O matko, jakie to piękne, co napisałaś. Toż to przepis na potrawę magiczną i zaczarowaną. A choćby i dziwną i niespotykaną w smaku, to najlepszą z wszystkich wigilijnych dań.
Dla mnie taką ostoją tradycji są pierogi z farszem ze świeżej kapusty i podgrzybków, które dziadkowie przywieźli ze Wschodu i rozpropagowali po rodzinie. Chwyciłam je od teściowej-mamy i nie puszczę już, mając nadzieję, że i po moim odejściu będą dalej przygotowywane przed tym dniem szczególnym. Potem przyszły śledzie smażone w cieście, spod Wilna, od mamy Piotra Jaconia - przynosi mi je co roku do pracy, mama, nie Piotr. Czekam na nie już od zaduszek. Potem smażę je sama w domu, bo po zjedzonym natychmiast podarunku czuję niedosyt.

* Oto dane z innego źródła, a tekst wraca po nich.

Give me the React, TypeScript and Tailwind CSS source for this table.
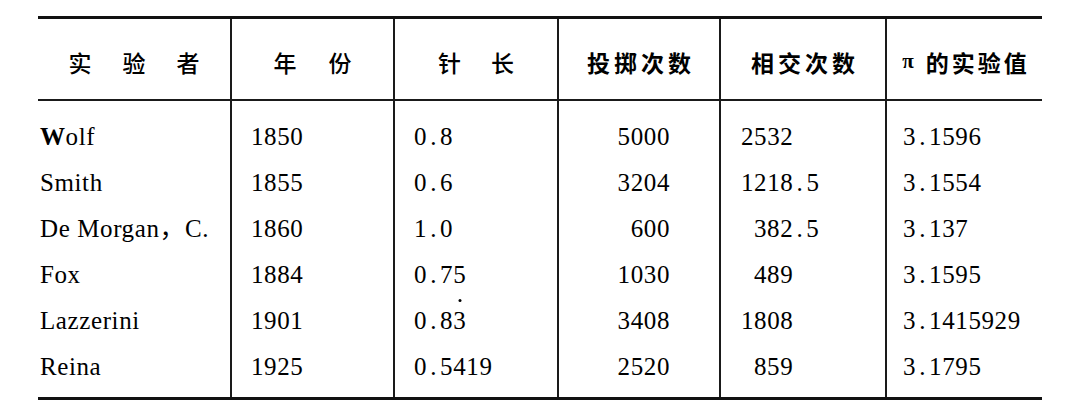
import React from "react"

const rows = [
  { name: "Wolf", year: "1850", len: "0.8", throws: "5000", hits: "2532", pi: "3.1596" },
  { name: "Smith", year: "1855", len: "0.6", throws: "3204", hits: "1218.5", pi: "3.1554" },
  { name: "De Morgan，C.", year: "1860", len: "1.0", throws: "600", hits: "382.5", pi: "3.137" },
  { name: "Fox", year: "1884", len: "0.75", throws: "1030", hits: "489", pi: "3.1595" },
  { name: "Lazzerini", year: "1901", len: "0.83", throws: "3408", hits: "1808", pi: "3.1415929" },
  { name: "Reina", year: "1925", len: "0.5419", throws: "2520", hits: "859", pi: "3.1795" },
]

// decimal point set wide, as in the printed table
function Num({ v, repeat }: { v: string; repeat?: boolean }) {
  const [a, b] = v.split(".")
  if (b === undefined) return <>{v}</>
  return (
    <>
      {a}
      <span className="inline-block w-[13px] text-center">.</span>
      {repeat ? (
        <>
          {b.slice(0, -1)}
          <span className="relative">
            {b.slice(-1)}
            <span className="absolute left-1/2 top-[-8px] h-[3px] w-[3px] -translate-x-1/2 rounded-full bg-black" />
          </span>
        </>
      ) : (
        b
      )}
    </>
  )
}

function Spaced({ text, gap }: { text: string; gap: string }) {
  return (
    <div className={`flex h-[80px] items-center justify-center pt-[6px] ${gap}`}>
      {text.split("").map((c, i) => (
        <span key={i}>{c}</span>
      ))}
    </div>
  )
}

const line = "border-l-2 border-[#1a1a1a]"

export default function App() {
  return (
    <div className="h-[419px] w-[1080px] bg-white text-black">
      <table className="ml-[38px] w-[1004px] translate-y-[16px] table-fixed border-separate border-spacing-0 border-y-[3px] border-[#111]">
        <colgroup>
          <col className="w-[192px]" />
          <col className="w-[163px]" />
          <col className="w-[164px]" />
          <col className="w-[162px]" />
          <col className="w-[166px]" />
          <col className="w-[157px]" />
        </colgroup>
        <thead className="font-['Noto_Sans_CJK_SC',sans-serif] text-[23px] whitespace-nowrap">
          <tr>
            <th className="border-b-2 border-[#1a1a1a] p-0 font-medium">
              <Spaced text="实验者" gap="gap-[31px]" />
            </th>
            <th className={`${line} border-b-2 p-0 font-medium`}>
              <Spaced text="年份" gap="gap-[32px]" />
            </th>
            <th className={`${line} border-b-2 p-0 font-medium`}>
              <Spaced text="针长" gap="gap-[30px]" />
            </th>
            <th className={`${line} border-b-2 p-0 font-bold`}>
              <Spaced text="投掷次数" gap="gap-[4px]" />
            </th>
            <th className={`${line} border-b-2 p-0 font-bold`}>
              <Spaced text="相交次数" gap="gap-[4px]" />
            </th>
            <th className={`${line} border-b-2 p-0 font-bold`}>
              <div className="flex h-[80px] items-center justify-center gap-[3px] pt-[6px]">
                <span className="mr-[9px] font-['Liberation_Serif',serif] text-[21px] font-bold">π</span>
                <span>的</span>
                <span>实</span>
                <span>验</span>
                <span>值</span>
              </div>
            </th>
          </tr>
        </thead>
        <tbody className="font-['Liberation_Serif','Noto_Sans_CJK_SC',serif] text-[25px] tracking-[0.6px]">
          {rows.map((r, i) => {
            const pad = i === 0 ? "pt-[13px]" : i === rows.length - 1 ? "pb-[7px]" : ""
            const indent = r.hits.split(".")[0].length < 4
            return (
              <tr key={r.name}>
                <td className={`p-0 ${pad}`}>
                  <div className="flex h-[46px] items-center pl-[2px] whitespace-nowrap">
                    {r.name === "Wolf" ? (
                      <>
                        <span className="font-bold">W</span>olf
                      </>
                    ) : (
                      r.name
                    )}
                  </div>
                </td>
                <td className={`${line} p-0 ${pad}`}>
                  <div className="flex h-[46px] items-center pl-[19px]">{r.year}</div>
                </td>
                <td className={`${line} p-0 ${pad}`}>
                  <div className="flex h-[46px] items-center pl-[19px]">
                    <span>
                      <Num v={r.len} repeat={r.len === "0.83"} />
                    </span>
                  </div>
                </td>
                <td className={`${line} p-0 ${pad}`}>
                  <div className="flex h-[46px] items-center justify-end pr-[49px]">{r.throws}</div>
                </td>
                <td className={`${line} p-0 ${pad}`}>
                  <div className={`flex h-[46px] items-center ${indent ? "pl-[33px]" : "pl-[20px]"}`}>
                    <span>
                      <Num v={r.hits} />
                    </span>
                  </div>
                </td>
                <td className={`${line} p-0 ${pad}`}>
                  <div className="flex h-[46px] items-center pl-[16px]">
                    <span>
                      <Num v={r.pi} />
                    </span>
                  </div>
                </td>
              </tr>
            )
          })}
        </tbody>
      </table>
    </div>
  )
}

Kto wie, może i Twój żur do listy tych niezbędników kulinarnych dołączy. Chciałabym :)
Witaj Wkn:) dziękuję za miły komentarz, jest mi ogromnie miło za tak pozytywne słowa! Widzę, że nie ja jedna lubię prawdziwe, polskie, regionalne dania!!! I tak trzymać! Bo jeśli my nie będziemy pielęgnować polskich tradycji...wyginą jak dinozaury;) Dla mnie żurek (jeszcze taki z torebki) ...to nie danie na Wigilię;).....a jak opowiadam, co jem na Wigilię i co to jest żur...to ludzie robią wielkie oczy, bo wszędzie jest żur....ale z torebki:) Jaki żur pytam? :):):) Tak więc polecam wszystkim ŻUR prawdziwy:)....oj, czasem nawet nie da się go połknąc;)...taki mocny:):) Ja go uwielbiam!!!!! I jem go tylko RAZ w roku! :) pozdrawiam
Uwielbiam takie dania tradycyjne.To rodzaj etnografii kulinarnej.Dbajmy o nie, bo przepadną.Mam taki owies-własnie ze sklepu ze zdrową zywnościa.Na pewno wypróbuję!)) Przyznam się, że zbieram takie potrawy z duszą.Nota bene owies jest bardzo zdrowy, zwlaszcza dla "sercowców".Wydatnie pomaga w walce z cholesterolem!Pozdrawiam.